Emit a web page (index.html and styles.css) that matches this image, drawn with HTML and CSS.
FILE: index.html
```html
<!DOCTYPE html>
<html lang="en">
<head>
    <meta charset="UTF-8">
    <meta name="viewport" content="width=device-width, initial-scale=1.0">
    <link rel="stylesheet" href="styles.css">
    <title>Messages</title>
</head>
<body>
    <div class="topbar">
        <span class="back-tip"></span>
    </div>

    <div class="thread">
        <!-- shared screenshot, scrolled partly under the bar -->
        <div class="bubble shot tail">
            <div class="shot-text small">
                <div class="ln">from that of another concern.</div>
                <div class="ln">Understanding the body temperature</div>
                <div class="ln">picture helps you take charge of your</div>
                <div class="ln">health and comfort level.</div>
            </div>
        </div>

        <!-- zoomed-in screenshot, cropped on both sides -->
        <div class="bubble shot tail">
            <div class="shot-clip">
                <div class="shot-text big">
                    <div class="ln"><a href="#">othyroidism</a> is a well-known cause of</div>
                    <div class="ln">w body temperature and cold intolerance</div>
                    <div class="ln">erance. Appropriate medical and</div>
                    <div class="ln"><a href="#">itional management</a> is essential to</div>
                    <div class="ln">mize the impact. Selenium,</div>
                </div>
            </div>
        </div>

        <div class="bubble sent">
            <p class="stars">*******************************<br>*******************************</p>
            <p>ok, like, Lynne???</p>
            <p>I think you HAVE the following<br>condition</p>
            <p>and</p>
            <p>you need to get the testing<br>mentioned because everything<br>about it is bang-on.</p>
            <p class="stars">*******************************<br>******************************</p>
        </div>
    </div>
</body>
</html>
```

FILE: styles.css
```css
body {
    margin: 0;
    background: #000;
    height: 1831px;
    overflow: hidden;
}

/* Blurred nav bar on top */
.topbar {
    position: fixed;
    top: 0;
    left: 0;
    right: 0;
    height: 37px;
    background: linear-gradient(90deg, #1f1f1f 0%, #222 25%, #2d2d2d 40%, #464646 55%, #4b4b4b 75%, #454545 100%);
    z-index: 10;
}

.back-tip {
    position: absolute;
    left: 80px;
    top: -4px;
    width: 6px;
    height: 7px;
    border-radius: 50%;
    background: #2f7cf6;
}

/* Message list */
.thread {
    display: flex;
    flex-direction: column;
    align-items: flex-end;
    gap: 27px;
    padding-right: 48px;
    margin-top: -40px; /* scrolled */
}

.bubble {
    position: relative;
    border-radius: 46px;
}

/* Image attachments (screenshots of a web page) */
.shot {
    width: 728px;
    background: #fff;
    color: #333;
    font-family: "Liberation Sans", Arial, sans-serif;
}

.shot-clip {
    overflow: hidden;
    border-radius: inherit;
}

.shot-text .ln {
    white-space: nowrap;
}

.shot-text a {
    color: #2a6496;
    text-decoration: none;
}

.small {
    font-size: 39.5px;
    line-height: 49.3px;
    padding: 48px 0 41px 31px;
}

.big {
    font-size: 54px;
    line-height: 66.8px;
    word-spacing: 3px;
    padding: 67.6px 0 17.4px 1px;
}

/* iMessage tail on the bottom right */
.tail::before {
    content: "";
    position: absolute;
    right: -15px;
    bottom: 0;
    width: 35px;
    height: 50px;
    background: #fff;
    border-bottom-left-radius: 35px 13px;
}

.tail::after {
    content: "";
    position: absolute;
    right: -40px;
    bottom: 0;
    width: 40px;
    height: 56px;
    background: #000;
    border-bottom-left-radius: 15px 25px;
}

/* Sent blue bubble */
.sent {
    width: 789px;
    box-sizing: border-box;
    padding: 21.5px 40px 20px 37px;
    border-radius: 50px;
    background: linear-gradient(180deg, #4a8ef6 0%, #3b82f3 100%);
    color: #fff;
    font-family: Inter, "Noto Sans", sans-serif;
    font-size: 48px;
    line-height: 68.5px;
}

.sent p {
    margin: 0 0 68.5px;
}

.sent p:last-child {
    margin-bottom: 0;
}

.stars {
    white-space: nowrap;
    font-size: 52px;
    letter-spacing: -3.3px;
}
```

* * *

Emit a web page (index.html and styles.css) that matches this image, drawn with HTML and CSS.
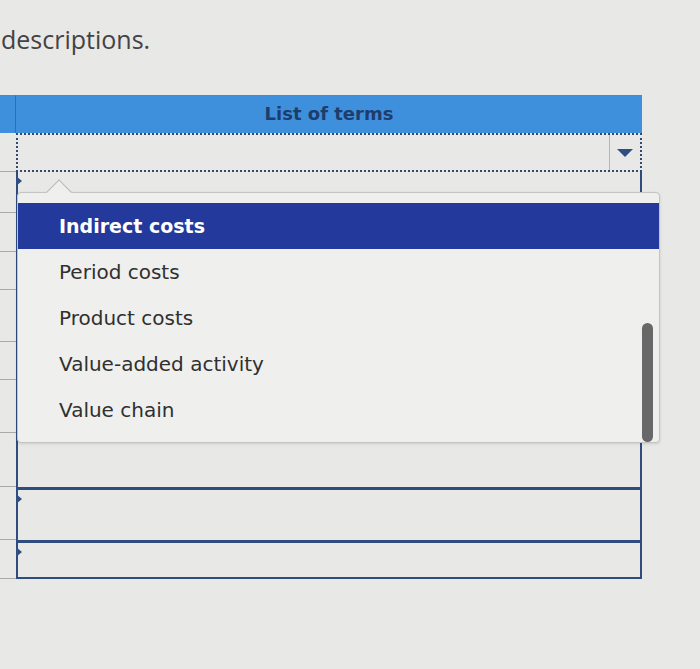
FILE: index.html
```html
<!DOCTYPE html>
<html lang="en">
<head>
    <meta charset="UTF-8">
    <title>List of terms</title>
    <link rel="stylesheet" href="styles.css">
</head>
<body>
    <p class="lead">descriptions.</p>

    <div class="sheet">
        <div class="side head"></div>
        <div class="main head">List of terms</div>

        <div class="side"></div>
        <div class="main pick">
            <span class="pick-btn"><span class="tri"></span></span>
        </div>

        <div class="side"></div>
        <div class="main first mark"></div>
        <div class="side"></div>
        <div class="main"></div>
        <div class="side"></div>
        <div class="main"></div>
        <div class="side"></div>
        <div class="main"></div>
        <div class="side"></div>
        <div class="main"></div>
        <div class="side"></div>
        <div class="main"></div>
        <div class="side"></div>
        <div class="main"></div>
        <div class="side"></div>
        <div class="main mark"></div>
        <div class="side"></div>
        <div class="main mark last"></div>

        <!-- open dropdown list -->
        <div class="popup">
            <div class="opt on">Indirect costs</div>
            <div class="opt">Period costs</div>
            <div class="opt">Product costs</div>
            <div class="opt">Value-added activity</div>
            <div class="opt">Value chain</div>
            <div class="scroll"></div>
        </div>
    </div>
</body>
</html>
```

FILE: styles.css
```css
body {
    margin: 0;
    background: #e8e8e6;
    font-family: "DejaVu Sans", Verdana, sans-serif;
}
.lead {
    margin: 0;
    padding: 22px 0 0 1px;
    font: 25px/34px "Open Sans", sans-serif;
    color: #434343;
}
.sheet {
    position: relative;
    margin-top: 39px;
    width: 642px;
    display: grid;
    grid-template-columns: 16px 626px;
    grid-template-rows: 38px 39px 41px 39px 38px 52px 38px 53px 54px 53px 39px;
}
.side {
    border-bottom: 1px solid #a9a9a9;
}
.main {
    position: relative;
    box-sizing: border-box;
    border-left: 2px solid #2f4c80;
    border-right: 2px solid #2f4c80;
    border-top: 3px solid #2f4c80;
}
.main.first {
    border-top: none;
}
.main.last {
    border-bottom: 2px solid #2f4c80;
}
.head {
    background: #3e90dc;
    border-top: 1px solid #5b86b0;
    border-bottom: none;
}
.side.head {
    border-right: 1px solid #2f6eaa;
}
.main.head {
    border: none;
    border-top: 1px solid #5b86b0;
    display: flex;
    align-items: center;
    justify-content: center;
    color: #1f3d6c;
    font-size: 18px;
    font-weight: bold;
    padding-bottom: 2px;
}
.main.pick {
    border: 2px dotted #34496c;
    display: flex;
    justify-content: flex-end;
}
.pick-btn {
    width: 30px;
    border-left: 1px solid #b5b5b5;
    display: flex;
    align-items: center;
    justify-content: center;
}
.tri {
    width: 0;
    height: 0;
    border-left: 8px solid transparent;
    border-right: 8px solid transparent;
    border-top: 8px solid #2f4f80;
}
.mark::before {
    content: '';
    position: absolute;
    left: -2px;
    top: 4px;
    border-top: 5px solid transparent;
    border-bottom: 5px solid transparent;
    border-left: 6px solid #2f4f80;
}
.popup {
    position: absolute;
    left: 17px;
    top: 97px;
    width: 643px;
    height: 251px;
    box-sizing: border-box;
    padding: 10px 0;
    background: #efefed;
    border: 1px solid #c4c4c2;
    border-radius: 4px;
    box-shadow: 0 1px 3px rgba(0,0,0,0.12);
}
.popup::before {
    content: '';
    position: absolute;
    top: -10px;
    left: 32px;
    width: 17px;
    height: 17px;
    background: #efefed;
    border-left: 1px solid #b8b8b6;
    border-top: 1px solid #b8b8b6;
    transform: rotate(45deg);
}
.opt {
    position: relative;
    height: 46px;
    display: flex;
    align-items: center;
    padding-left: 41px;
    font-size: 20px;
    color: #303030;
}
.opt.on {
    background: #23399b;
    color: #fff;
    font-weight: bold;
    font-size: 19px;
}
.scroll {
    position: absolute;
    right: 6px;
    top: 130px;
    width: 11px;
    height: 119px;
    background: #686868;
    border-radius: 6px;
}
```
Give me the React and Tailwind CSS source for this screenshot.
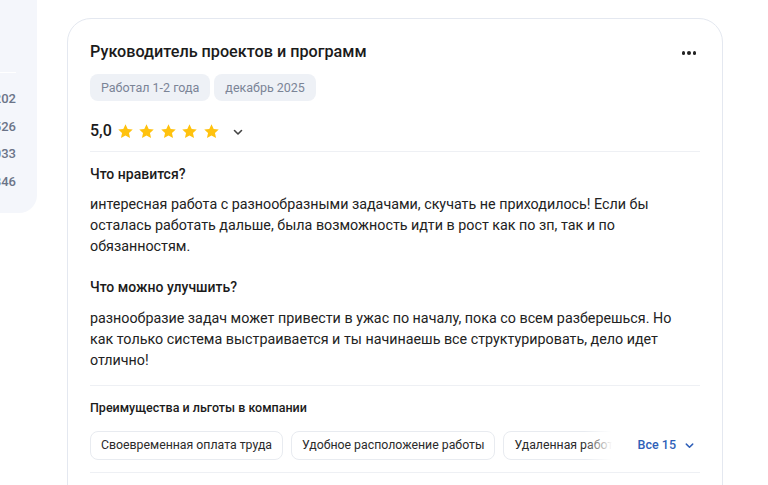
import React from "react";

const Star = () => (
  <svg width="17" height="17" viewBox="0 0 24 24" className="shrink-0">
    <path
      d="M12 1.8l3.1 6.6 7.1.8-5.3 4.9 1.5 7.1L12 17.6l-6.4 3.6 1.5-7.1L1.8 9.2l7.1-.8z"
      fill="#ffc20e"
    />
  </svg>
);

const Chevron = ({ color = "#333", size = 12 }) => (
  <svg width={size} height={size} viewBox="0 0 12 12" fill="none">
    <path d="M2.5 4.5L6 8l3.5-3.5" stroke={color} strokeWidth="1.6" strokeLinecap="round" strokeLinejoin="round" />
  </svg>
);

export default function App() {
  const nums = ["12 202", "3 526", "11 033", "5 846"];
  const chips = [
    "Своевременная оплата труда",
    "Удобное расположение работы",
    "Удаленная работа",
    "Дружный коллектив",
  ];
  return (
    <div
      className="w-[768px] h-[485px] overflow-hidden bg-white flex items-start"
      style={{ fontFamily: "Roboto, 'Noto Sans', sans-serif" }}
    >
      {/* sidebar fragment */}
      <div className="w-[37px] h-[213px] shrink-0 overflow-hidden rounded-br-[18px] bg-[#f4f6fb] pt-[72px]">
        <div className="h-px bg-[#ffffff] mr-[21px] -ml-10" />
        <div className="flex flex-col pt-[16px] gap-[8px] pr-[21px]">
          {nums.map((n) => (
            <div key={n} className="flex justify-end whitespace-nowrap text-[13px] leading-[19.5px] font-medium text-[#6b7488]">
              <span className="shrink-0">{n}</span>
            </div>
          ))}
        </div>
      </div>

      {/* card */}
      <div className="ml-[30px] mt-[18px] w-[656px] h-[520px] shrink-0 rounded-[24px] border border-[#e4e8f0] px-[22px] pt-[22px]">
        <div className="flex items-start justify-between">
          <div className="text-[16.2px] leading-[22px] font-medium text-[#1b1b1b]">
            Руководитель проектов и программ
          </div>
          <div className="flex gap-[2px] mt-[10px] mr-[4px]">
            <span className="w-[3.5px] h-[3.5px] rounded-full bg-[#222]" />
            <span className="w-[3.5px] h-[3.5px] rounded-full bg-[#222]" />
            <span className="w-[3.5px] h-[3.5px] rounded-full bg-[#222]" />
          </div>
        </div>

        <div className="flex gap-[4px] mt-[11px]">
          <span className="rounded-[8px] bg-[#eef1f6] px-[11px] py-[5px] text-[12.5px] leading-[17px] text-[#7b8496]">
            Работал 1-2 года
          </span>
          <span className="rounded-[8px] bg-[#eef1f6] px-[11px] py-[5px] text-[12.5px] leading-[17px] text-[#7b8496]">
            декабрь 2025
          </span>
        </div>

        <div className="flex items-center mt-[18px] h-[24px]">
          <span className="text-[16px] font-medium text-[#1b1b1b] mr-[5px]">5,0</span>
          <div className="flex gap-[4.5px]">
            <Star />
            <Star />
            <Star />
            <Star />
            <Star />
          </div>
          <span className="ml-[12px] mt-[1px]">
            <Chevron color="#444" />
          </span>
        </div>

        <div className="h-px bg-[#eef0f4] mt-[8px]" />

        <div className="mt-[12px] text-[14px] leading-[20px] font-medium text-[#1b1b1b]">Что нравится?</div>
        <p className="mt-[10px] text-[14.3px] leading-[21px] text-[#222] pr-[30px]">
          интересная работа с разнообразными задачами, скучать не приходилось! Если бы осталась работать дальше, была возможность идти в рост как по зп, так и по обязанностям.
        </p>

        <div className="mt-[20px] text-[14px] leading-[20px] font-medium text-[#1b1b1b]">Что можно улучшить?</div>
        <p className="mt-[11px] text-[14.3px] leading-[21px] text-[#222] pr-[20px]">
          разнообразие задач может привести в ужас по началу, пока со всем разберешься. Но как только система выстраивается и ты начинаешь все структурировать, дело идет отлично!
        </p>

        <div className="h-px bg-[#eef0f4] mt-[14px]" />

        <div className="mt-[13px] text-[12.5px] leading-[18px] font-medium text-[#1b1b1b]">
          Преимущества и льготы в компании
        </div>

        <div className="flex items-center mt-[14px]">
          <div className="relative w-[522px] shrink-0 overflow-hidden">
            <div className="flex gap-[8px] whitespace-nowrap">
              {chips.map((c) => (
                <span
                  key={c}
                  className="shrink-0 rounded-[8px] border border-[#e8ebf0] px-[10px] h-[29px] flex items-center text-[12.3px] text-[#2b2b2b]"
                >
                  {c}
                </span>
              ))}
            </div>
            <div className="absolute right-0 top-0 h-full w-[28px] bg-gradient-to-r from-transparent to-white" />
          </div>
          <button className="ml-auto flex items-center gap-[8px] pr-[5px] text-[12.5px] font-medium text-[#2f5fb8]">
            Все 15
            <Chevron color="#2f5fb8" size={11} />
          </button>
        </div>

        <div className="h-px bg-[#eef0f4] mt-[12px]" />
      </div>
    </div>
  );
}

---

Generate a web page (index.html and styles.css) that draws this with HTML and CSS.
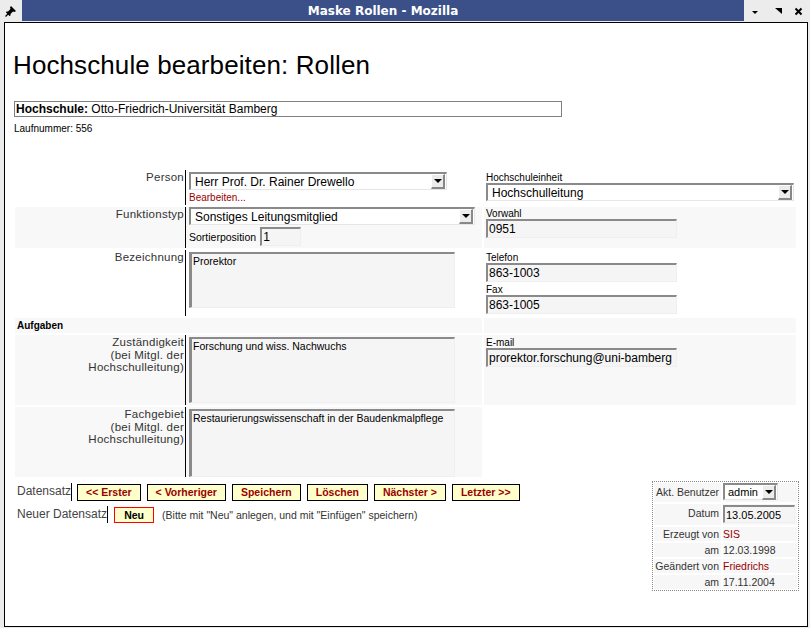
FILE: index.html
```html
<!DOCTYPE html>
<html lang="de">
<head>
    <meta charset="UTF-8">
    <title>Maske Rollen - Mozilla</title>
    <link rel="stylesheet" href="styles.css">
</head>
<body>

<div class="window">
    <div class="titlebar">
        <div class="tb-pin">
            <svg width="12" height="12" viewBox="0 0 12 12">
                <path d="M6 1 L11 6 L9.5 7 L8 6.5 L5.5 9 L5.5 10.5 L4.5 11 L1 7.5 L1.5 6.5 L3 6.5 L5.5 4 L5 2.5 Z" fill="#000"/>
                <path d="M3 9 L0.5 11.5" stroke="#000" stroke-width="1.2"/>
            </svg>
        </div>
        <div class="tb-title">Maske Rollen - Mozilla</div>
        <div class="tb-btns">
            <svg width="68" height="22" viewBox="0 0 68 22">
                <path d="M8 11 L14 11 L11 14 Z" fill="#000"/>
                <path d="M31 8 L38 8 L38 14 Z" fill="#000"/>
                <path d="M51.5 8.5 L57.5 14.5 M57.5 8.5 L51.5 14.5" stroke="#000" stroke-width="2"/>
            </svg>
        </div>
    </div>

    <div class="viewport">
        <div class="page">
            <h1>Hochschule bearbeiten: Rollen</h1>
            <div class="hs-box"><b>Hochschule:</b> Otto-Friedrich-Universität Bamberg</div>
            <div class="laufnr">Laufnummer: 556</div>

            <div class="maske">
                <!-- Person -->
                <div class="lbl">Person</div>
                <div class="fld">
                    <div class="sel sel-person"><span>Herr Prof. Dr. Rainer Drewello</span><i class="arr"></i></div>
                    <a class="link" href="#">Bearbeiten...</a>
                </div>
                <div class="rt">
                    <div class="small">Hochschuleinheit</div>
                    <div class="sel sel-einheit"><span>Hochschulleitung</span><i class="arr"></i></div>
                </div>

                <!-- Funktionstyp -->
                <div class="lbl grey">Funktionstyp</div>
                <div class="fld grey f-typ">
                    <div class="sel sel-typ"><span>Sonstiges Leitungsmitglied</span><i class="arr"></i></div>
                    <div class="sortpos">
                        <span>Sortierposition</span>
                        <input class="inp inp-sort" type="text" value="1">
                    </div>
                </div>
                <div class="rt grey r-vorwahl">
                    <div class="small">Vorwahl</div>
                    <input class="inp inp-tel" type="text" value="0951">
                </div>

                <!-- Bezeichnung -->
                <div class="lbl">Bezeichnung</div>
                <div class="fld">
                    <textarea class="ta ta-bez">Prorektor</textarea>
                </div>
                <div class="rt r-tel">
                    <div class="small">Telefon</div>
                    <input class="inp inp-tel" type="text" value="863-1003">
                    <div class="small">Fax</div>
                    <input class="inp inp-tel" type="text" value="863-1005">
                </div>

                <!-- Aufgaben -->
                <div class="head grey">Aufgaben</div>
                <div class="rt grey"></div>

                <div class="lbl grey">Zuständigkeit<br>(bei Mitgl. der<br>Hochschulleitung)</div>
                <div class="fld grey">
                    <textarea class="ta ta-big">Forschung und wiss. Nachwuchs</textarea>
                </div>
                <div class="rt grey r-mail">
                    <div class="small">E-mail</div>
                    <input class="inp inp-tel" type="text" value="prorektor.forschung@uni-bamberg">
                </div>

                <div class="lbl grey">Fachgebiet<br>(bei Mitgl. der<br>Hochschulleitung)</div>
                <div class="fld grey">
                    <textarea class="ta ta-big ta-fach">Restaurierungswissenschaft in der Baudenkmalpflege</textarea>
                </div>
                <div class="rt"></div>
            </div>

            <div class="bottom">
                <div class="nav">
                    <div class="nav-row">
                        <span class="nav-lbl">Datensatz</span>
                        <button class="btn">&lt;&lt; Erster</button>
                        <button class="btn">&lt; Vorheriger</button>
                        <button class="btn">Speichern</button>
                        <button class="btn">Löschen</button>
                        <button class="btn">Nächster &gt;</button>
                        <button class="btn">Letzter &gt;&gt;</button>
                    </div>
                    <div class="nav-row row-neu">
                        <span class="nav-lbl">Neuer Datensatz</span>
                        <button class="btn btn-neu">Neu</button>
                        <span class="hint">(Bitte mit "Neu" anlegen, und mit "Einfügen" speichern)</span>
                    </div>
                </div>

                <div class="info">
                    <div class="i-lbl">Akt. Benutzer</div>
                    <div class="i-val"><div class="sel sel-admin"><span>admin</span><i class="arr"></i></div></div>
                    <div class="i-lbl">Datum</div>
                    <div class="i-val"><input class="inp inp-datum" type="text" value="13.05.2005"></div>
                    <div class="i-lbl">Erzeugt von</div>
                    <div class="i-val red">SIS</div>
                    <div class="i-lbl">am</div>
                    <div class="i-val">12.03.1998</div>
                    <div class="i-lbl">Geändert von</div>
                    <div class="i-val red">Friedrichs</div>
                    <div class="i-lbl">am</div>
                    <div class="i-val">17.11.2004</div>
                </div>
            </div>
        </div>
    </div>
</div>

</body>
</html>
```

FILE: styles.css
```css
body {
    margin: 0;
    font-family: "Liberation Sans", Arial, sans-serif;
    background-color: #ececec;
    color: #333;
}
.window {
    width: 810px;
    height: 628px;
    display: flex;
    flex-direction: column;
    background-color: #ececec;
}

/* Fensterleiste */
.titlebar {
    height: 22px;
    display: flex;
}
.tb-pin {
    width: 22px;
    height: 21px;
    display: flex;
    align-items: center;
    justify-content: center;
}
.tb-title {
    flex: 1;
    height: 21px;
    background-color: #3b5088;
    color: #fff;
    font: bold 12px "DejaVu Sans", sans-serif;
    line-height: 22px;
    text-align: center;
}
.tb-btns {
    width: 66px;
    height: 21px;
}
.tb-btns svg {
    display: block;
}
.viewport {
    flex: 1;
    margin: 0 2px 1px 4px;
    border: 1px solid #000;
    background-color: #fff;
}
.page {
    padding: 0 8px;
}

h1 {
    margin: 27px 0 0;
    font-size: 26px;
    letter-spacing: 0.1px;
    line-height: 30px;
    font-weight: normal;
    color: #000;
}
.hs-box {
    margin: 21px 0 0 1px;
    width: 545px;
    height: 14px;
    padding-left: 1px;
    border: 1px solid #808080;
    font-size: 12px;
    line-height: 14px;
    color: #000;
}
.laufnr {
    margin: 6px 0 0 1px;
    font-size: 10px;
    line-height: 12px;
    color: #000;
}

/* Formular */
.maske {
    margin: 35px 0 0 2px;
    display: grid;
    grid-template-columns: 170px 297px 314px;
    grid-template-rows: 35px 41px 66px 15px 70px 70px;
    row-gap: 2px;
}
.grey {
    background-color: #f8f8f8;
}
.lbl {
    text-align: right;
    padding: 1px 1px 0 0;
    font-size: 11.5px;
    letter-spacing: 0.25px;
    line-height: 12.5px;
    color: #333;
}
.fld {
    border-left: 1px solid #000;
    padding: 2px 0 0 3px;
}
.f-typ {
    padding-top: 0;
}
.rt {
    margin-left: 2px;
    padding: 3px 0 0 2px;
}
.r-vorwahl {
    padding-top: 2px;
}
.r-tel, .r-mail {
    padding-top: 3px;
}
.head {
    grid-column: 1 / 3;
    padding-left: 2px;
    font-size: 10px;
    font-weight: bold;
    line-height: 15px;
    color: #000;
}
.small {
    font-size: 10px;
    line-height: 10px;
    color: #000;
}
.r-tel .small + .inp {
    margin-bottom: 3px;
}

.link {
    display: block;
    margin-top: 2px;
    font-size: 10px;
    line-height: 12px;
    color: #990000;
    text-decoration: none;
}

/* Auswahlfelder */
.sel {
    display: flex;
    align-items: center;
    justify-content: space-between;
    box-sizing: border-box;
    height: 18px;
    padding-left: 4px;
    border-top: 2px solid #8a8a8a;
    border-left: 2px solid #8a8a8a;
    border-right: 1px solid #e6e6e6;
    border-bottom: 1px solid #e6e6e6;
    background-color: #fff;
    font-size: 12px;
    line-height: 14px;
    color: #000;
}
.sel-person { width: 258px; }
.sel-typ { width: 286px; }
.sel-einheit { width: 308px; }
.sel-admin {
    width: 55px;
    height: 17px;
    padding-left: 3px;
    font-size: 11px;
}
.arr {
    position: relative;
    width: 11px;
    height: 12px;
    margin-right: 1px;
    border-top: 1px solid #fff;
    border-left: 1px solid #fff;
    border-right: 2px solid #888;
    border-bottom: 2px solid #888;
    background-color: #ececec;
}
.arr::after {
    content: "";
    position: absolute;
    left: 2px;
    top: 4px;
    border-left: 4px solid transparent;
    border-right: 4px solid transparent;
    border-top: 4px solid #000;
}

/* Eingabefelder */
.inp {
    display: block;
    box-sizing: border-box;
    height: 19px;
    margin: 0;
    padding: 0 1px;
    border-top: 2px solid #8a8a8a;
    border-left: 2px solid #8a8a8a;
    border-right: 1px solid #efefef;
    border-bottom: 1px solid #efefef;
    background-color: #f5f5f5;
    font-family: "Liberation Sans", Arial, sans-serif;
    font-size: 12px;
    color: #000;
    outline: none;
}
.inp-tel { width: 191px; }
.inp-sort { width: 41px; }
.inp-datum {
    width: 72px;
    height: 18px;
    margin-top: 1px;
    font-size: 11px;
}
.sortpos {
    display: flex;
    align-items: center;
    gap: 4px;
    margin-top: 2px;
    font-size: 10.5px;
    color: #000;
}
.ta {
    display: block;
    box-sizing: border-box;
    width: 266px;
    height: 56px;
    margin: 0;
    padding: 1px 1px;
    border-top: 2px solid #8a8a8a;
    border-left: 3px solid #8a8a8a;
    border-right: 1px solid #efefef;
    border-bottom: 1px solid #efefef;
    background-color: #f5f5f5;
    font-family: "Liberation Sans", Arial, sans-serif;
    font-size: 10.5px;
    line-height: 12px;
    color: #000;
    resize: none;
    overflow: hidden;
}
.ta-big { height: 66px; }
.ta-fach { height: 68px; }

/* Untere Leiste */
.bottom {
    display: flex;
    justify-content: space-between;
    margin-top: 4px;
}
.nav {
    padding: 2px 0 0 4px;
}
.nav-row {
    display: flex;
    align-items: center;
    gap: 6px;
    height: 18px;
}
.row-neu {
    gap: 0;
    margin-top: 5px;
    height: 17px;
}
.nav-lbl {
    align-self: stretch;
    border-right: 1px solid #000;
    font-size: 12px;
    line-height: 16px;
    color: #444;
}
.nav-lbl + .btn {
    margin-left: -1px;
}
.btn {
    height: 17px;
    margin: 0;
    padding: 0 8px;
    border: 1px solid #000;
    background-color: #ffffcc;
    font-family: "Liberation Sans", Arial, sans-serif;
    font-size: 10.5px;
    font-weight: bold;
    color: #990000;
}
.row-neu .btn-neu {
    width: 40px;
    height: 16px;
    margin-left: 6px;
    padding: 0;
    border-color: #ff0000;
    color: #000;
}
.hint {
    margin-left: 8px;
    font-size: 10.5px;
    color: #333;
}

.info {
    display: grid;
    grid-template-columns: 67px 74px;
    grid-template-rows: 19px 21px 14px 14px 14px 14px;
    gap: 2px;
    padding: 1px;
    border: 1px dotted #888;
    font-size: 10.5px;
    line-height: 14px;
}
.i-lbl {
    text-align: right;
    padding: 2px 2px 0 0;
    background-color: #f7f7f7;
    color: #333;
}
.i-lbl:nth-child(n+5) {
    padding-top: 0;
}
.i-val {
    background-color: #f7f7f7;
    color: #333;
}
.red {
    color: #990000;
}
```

• **GOAL**:
Tally the lines in this data that hold the word "page" and state only the count.

• **COMPLETE RESPONSE**:
6